**DIRECTIVE:** An exact reproduction of the records is required, with all images left out.

**RECORDS TO USE:**
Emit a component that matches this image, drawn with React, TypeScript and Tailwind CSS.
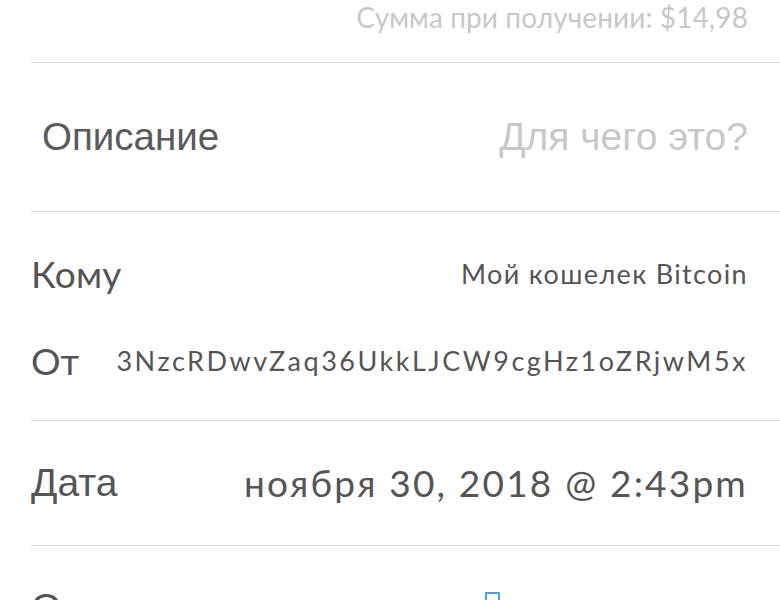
import React from 'react';

const geo = { fontFamily: 'Lato, "Noto Sans", sans-serif' };
const helv = { fontFamily: '"Liberation Sans", Arial, sans-serif' };

const App: React.FC = () => {
  return (
    <div className="w-[780px] h-[600px] overflow-hidden bg-white text-[#555555]">
      <div className="pl-[31px]">
        {/* Fee row */}
        <div className="h-[63px] border-b border-[#dedede] pr-[32px] flex justify-end">
          <span className="text-[28px] leading-none mt-[3px] tracking-[0.1px] text-[#c8c8c8]" style={geo}>
            Сумма при получении: $14,98
          </span>
        </div>

        {/* Description */}
        <div className="h-[149px] border-b border-[#dedede] pr-[32px] flex items-center justify-between">
          <span className="text-[38.5px] pl-[11px] text-[#5a5a5a]" style={helv}>Описание</span>
          <span className="text-[39px] text-[#c8c8c8]" style={helv}>Для чего это?</span>
        </div>

        {/* To / From */}
        <div className="h-[209px] border-b border-[#dedede] pr-[32px] flex flex-col">
          <div className="flex items-center justify-between mt-[31px] h-[62px]">
            <span className="text-[37px] tracking-[0.3px]" style={geo}>Кому</span>
            <span className="text-[27px] tracking-[1.35px]" style={geo}>Мой кошелек Bitcoin</span>
          </div>
          <div className="flex items-center justify-between mt-[25px] h-[62px]">
            <span className="text-[37px]" style={geo}>От</span>
            <span className="text-[27px] tracking-[2.5px]" style={geo}>3NzcRDwvZaq36UkkLJCW9cgHz1oZRjwM5x</span>
          </div>
        </div>

        {/* Date */}
        <div className="h-[125px] border-b border-[#dedede] pr-[32px] flex items-center justify-between">
          <span className="text-[39px]" style={helv}>Дата</span>
          <span className="text-[37px] tracking-[2.2px]" style={geo}>ноября 30, 2018 @ 2:43pm</span>
        </div>

        {/* Next row, cut off */}
        <div className="h-[120px] pr-[32px] flex items-start">
          <span className="text-[39px] leading-none mt-[42px]" style={helv}>О</span>
          <div className="ml-[424px] mt-[46px] w-[15px] h-[15px] border-2 border-[#4aa3dc]" />
        </div>
      </div>
    </div>
  );
};

export default App;
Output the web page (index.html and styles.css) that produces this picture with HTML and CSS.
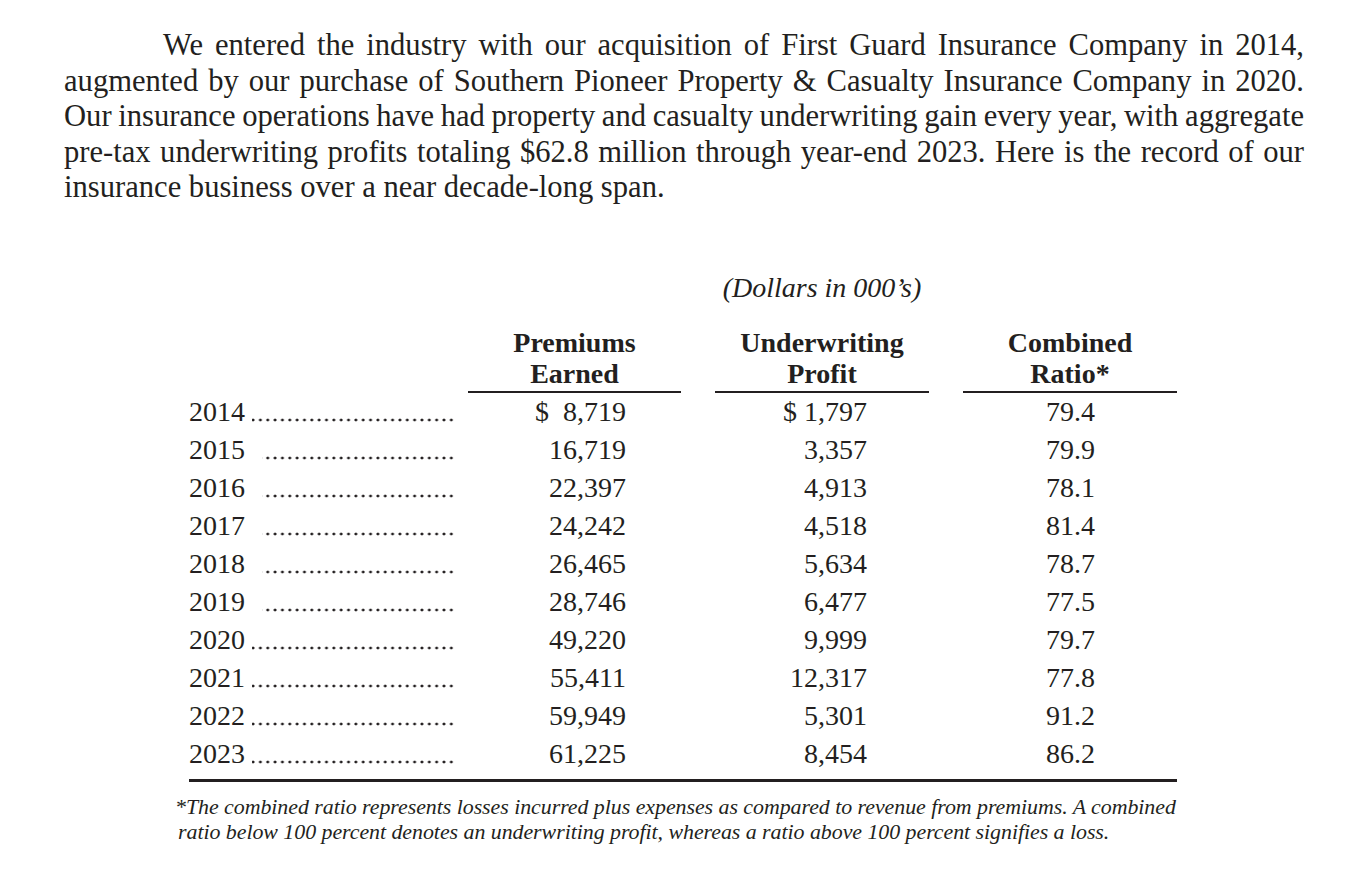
FILE: index.html
```html
<!DOCTYPE html>
<html lang="en">
<head>
<meta charset="utf-8">
<title>Insurance record</title>
<link rel="stylesheet" href="styles.css">
</head>
<body>
<div class="page">
  <p class="intro">
    <span class="line first">We entered the industry with our acquisition of First Guard Insurance Company in 2014,</span>
    <span class="line">augmented by our purchase of Southern Pioneer Property &amp; Casualty Insurance Company in 2020.</span>
    <span class="line tight">Our insurance operations have had property and casualty underwriting gain every year, with aggregate</span>
    <span class="line">pre-tax underwriting profits totaling $62.8 million through year-end 2023. Here is the record of our</span>
    <span class="line last">insurance business over a near decade-long span.</span>
  </p>

  <div class="table">
    <div class="units">(Dollars in 000’s)</div>
    <div class="grid head">
      <div></div>
      <div class="th">Premiums<br>Earned</div>
      <div class="th">Underwriting<br>Profit</div>
      <div class="th">Combined<br>Ratio*</div>
    </div>
    <div class="grid body">
      <div class="yr"><span>2014</span><span class="dots"></span></div>
      <div class="num c1">$&nbsp;&nbsp;8,719</div><div class="num c2">$ 1,797</div><div class="num c3">79.4</div>

      <div class="yr wide"><span>2015</span><span class="dots"></span></div>
      <div class="num c1">16,719</div><div class="num c2">3,357</div><div class="num c3">79.9</div>

      <div class="yr wide"><span>2016</span><span class="dots"></span></div>
      <div class="num c1">22,397</div><div class="num c2">4,913</div><div class="num c3">78.1</div>

      <div class="yr wide"><span>2017</span><span class="dots"></span></div>
      <div class="num c1">24,242</div><div class="num c2">4,518</div><div class="num c3">81.4</div>

      <div class="yr wide"><span>2018</span><span class="dots"></span></div>
      <div class="num c1">26,465</div><div class="num c2">5,634</div><div class="num c3">78.7</div>

      <div class="yr wide"><span>2019</span><span class="dots"></span></div>
      <div class="num c1">28,746</div><div class="num c2">6,477</div><div class="num c3">77.5</div>

      <div class="yr"><span>2020</span><span class="dots"></span></div>
      <div class="num c1">49,220</div><div class="num c2">9,999</div><div class="num c3">79.7</div>

      <div class="yr"><span>2021</span><span class="dots"></span></div>
      <div class="num c1">55,411</div><div class="num c2">12,317</div><div class="num c3">77.8</div>

      <div class="yr"><span>2022</span><span class="dots"></span></div>
      <div class="num c1">59,949</div><div class="num c2">5,301</div><div class="num c3">91.2</div>

      <div class="yr"><span>2023</span><span class="dots"></span></div>
      <div class="num c1">61,225</div><div class="num c2">8,454</div><div class="num c3">86.2</div>
    </div>
    <div class="note">
      <span class="nl">*The combined ratio represents losses incurred plus expenses as compared to revenue from premiums. A combined</span>
      <span class="nl second">ratio below 100 percent denotes an underwriting profit, whereas a ratio above 100 percent signifies a loss.</span>
    </div>
  </div>
</div>
</body>
</html>
```

FILE: styles.css
```css
html, body {
  margin: 0;
  padding: 0;
  background: #ffffff;
}

body {
  color: #231f20;
  font-family: "Liberation Serif", "Times New Roman", serif;
}

.page {
  width: 1350px;
  height: 876px;
  overflow: hidden;
}

.intro {
  margin: 0;
  padding: 28px 0 0 64px;
  width: 1240px;
  font-size: 30.6px;
  line-height: 35.5px;
}

.intro .line {
  display: block;
  white-space: nowrap;
  text-align: justify;
  text-align-last: justify;
}

.intro .line.first {
  padding-left: 99px;
}

.intro .line.tight {
  word-spacing: -1.4px;
}

.intro .line.last {
  text-align-last: left;
}

.table {
  margin: 66px 0 0 189px;
  width: 988px;
  font-size: 28px;
}

.units {
  font-style: italic;
  line-height: 31px;
  height: 31px;
  margin-left: 526px;
  width: 214px;
  text-align: center;
  white-space: nowrap;
}

.grid {
  display: grid;
  grid-template-columns: 245px 213px 214px 214px;
  column-gap: 34px;
}

.head {
  margin-top: 24px;
}

.th {
  font-weight: bold;
  text-align: center;
  line-height: 31px;
  padding-bottom: 2px;
  border-bottom: 2px solid #231f20;
}

.body {
  line-height: 38px;
  padding-bottom: 6px;
  border-bottom: 3px solid #231f20;
}

.yr {
  display: flex;
  align-items: flex-start;
  margin-right: -21px;
  white-space: nowrap;
}

.dots {
  flex: 1;
  height: 4px;
  margin: 25px 0 0 7px;
  background-image: radial-gradient(circle, #231f20 1.2px, rgba(35, 31, 32, 0) 1.7px);
  background-size: 7.35px 4px;
  background-position: right center;
  background-repeat: repeat-x;
}

.yr.wide .dots {
  margin-left: 17px;
}

.num {
  text-align: right;
  white-space: nowrap;
}

.c1 { padding-right: 55px; }
.c2 { padding-right: 62px; }
.c3 { padding-right: 82px; }

.note {
  margin: 12px 0 0 -14px;
  font-style: italic;
  font-size: 21.9px;
  letter-spacing: -0.04px;
  line-height: 25px;
}

.nl {
  display: block;
  white-space: nowrap;
}

.nl.second {
  padding-left: 3px;
}
```
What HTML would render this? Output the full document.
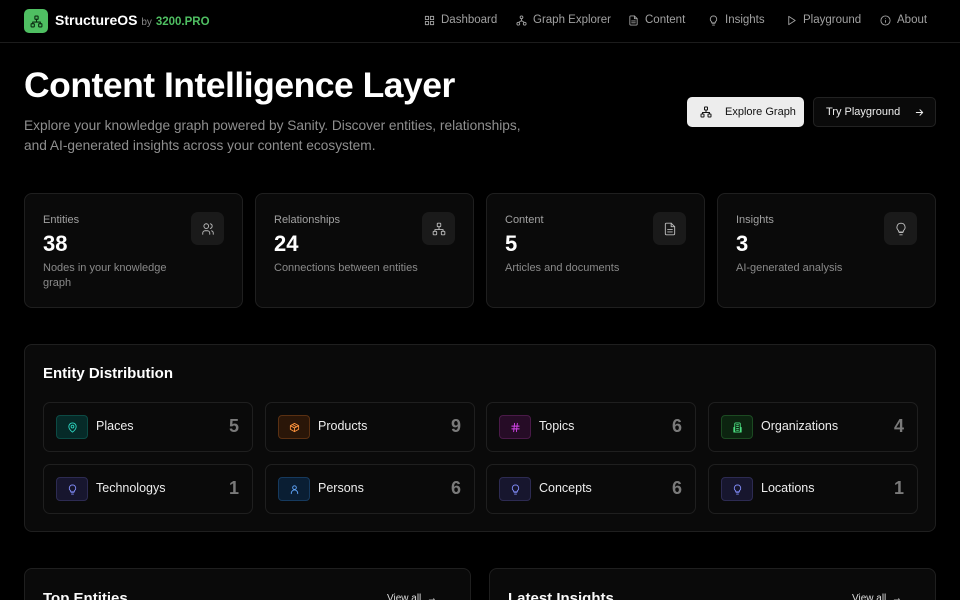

**COMPLETE ANSWER:**
Emit a component that matches this image, drawn with React, TypeScript and Tailwind CSS.
import React from 'react';

const geo = { fontFamily: 'Lato, "Noto Sans", sans-serif' };
const helv = { fontFamily: '"Liberation Sans", Arial, sans-serif' };

const App: React.FC = () => {
  return (
    <div className="w-[780px] h-[600px] overflow-hidden bg-white text-[#555555]">
      <div className="pl-[31px]">
        {/* Fee row */}
        <div className="h-[63px] border-b border-[#dedede] pr-[32px] flex justify-end">
          <span className="text-[28px] leading-none mt-[3px] tracking-[0.1px] text-[#c8c8c8]" style={geo}>
            Сумма при получении: $14,98
          </span>
        </div>

        {/* Description */}
        <div className="h-[149px] border-b border-[#dedede] pr-[32px] flex items-center justify-between">
          <span className="text-[38.5px] pl-[11px] text-[#5a5a5a]" style={helv}>Описание</span>
          <span className="text-[39px] text-[#c8c8c8]" style={helv}>Для чего это?</span>
        </div>

        {/* To / From */}
        <div className="h-[209px] border-b border-[#dedede] pr-[32px] flex flex-col">
          <div className="flex items-center justify-between mt-[31px] h-[62px]">
            <span className="text-[37px] tracking-[0.3px]" style={geo}>Кому</span>
            <span className="text-[27px] tracking-[1.35px]" style={geo}>Мой кошелек Bitcoin</span>
          </div>
          <div className="flex items-center justify-between mt-[25px] h-[62px]">
            <span className="text-[37px]" style={geo}>От</span>
            <span className="text-[27px] tracking-[2.5px]" style={geo}>3NzcRDwvZaq36UkkLJCW9cgHz1oZRjwM5x</span>
          </div>
        </div>

        {/* Date */}
        <div className="h-[125px] border-b border-[#dedede] pr-[32px] flex items-center justify-between">
          <span className="text-[39px]" style={helv}>Дата</span>
          <span className="text-[37px] tracking-[2.2px]" style={geo}>ноября 30, 2018 @ 2:43pm</span>
        </div>

        {/* Next row, cut off */}
        <div className="h-[120px] pr-[32px] flex items-start">
          <span className="text-[39px] leading-none mt-[42px]" style={helv}>О</span>
          <div className="ml-[424px] mt-[46px] w-[15px] h-[15px] border-2 border-[#4aa3dc]" />
        </div>
      </div>
    </div>
  );
};

export default App;
Output the web page (index.html and styles.css) that produces this picture with HTML and CSS.
FILE: index.html
```html
<!DOCTYPE html>
<html lang="en">
<head>
<meta charset="utf-8">
<title>Insurance record</title>
<link rel="stylesheet" href="styles.css">
</head>
<body>
<div class="page">
  <p class="intro">
    <span class="line first">We entered the industry with our acquisition of First Guard Insurance Company in 2014,</span>
    <span class="line">augmented by our purchase of Southern Pioneer Property &amp; Casualty Insurance Company in 2020.</span>
    <span class="line tight">Our insurance operations have had property and casualty underwriting gain every year, with aggregate</span>
    <span class="line">pre-tax underwriting profits totaling $62.8 million through year-end 2023. Here is the record of our</span>
    <span class="line last">insurance business over a near decade-long span.</span>
  </p>

  <div class="table">
    <div class="units">(Dollars in 000’s)</div>
    <div class="grid head">
      <div></div>
      <div class="th">Premiums<br>Earned</div>
      <div class="th">Underwriting<br>Profit</div>
      <div class="th">Combined<br>Ratio*</div>
    </div>
    <div class="grid body">
      <div class="yr"><span>2014</span><span class="dots"></span></div>
      <div class="num c1">$&nbsp;&nbsp;8,719</div><div class="num c2">$ 1,797</div><div class="num c3">79.4</div>

      <div class="yr wide"><span>2015</span><span class="dots"></span></div>
      <div class="num c1">16,719</div><div class="num c2">3,357</div><div class="num c3">79.9</div>

      <div class="yr wide"><span>2016</span><span class="dots"></span></div>
      <div class="num c1">22,397</div><div class="num c2">4,913</div><div class="num c3">78.1</div>

      <div class="yr wide"><span>2017</span><span class="dots"></span></div>
      <div class="num c1">24,242</div><div class="num c2">4,518</div><div class="num c3">81.4</div>

      <div class="yr wide"><span>2018</span><span class="dots"></span></div>
      <div class="num c1">26,465</div><div class="num c2">5,634</div><div class="num c3">78.7</div>

      <div class="yr wide"><span>2019</span><span class="dots"></span></div>
      <div class="num c1">28,746</div><div class="num c2">6,477</div><div class="num c3">77.5</div>

      <div class="yr"><span>2020</span><span class="dots"></span></div>
      <div class="num c1">49,220</div><div class="num c2">9,999</div><div class="num c3">79.7</div>

      <div class="yr"><span>2021</span><span class="dots"></span></div>
      <div class="num c1">55,411</div><div class="num c2">12,317</div><div class="num c3">77.8</div>

      <div class="yr"><span>2022</span><span class="dots"></span></div>
      <div class="num c1">59,949</div><div class="num c2">5,301</div><div class="num c3">91.2</div>

      <div class="yr"><span>2023</span><span class="dots"></span></div>
      <div class="num c1">61,225</div><div class="num c2">8,454</div><div class="num c3">86.2</div>
    </div>
    <div class="note">
      <span class="nl">*The combined ratio represents losses incurred plus expenses as compared to revenue from premiums. A combined</span>
      <span class="nl second">ratio below 100 percent denotes an underwriting profit, whereas a ratio above 100 percent signifies a loss.</span>
    </div>
  </div>
</div>
</body>
</html>
```

FILE: styles.css
```css
html, body {
  margin: 0;
  padding: 0;
  background: #ffffff;
}

body {
  color: #231f20;
  font-family: "Liberation Serif", "Times New Roman", serif;
}

.page {
  width: 1350px;
  height: 876px;
  overflow: hidden;
}

.intro {
  margin: 0;
  padding: 28px 0 0 64px;
  width: 1240px;
  font-size: 30.6px;
  line-height: 35.5px;
}

.intro .line {
  display: block;
  white-space: nowrap;
  text-align: justify;
  text-align-last: justify;
}

.intro .line.first {
  padding-left: 99px;
}

.intro .line.tight {
  word-spacing: -1.4px;
}

.intro .line.last {
  text-align-last: left;
}

.table {
  margin: 66px 0 0 189px;
  width: 988px;
  font-size: 28px;
}

.units {
  font-style: italic;
  line-height: 31px;
  height: 31px;
  margin-left: 526px;
  width: 214px;
  text-align: center;
  white-space: nowrap;
}

.grid {
  display: grid;
  grid-template-columns: 245px 213px 214px 214px;
  column-gap: 34px;
}

.head {
  margin-top: 24px;
}

.th {
  font-weight: bold;
  text-align: center;
  line-height: 31px;
  padding-bottom: 2px;
  border-bottom: 2px solid #231f20;
}

.body {
  line-height: 38px;
  padding-bottom: 6px;
  border-bottom: 3px solid #231f20;
}

.yr {
  display: flex;
  align-items: flex-start;
  margin-right: -21px;
  white-space: nowrap;
}

.dots {
  flex: 1;
  height: 4px;
  margin: 25px 0 0 7px;
  background-image: radial-gradient(circle, #231f20 1.2px, rgba(35, 31, 32, 0) 1.7px);
  background-size: 7.35px 4px;
  background-position: right center;
  background-repeat: repeat-x;
}

.yr.wide .dots {
  margin-left: 17px;
}

.num {
  text-align: right;
  white-space: nowrap;
}

.c1 { padding-right: 55px; }
.c2 { padding-right: 62px; }
.c3 { padding-right: 82px; }

.note {
  margin: 12px 0 0 -14px;
  font-style: italic;
  font-size: 21.9px;
  letter-spacing: -0.04px;
  line-height: 25px;
}

.nl {
  display: block;
  white-space: nowrap;
}

.nl.second {
  padding-left: 3px;
}
```
What HTML would render this? Output the full document.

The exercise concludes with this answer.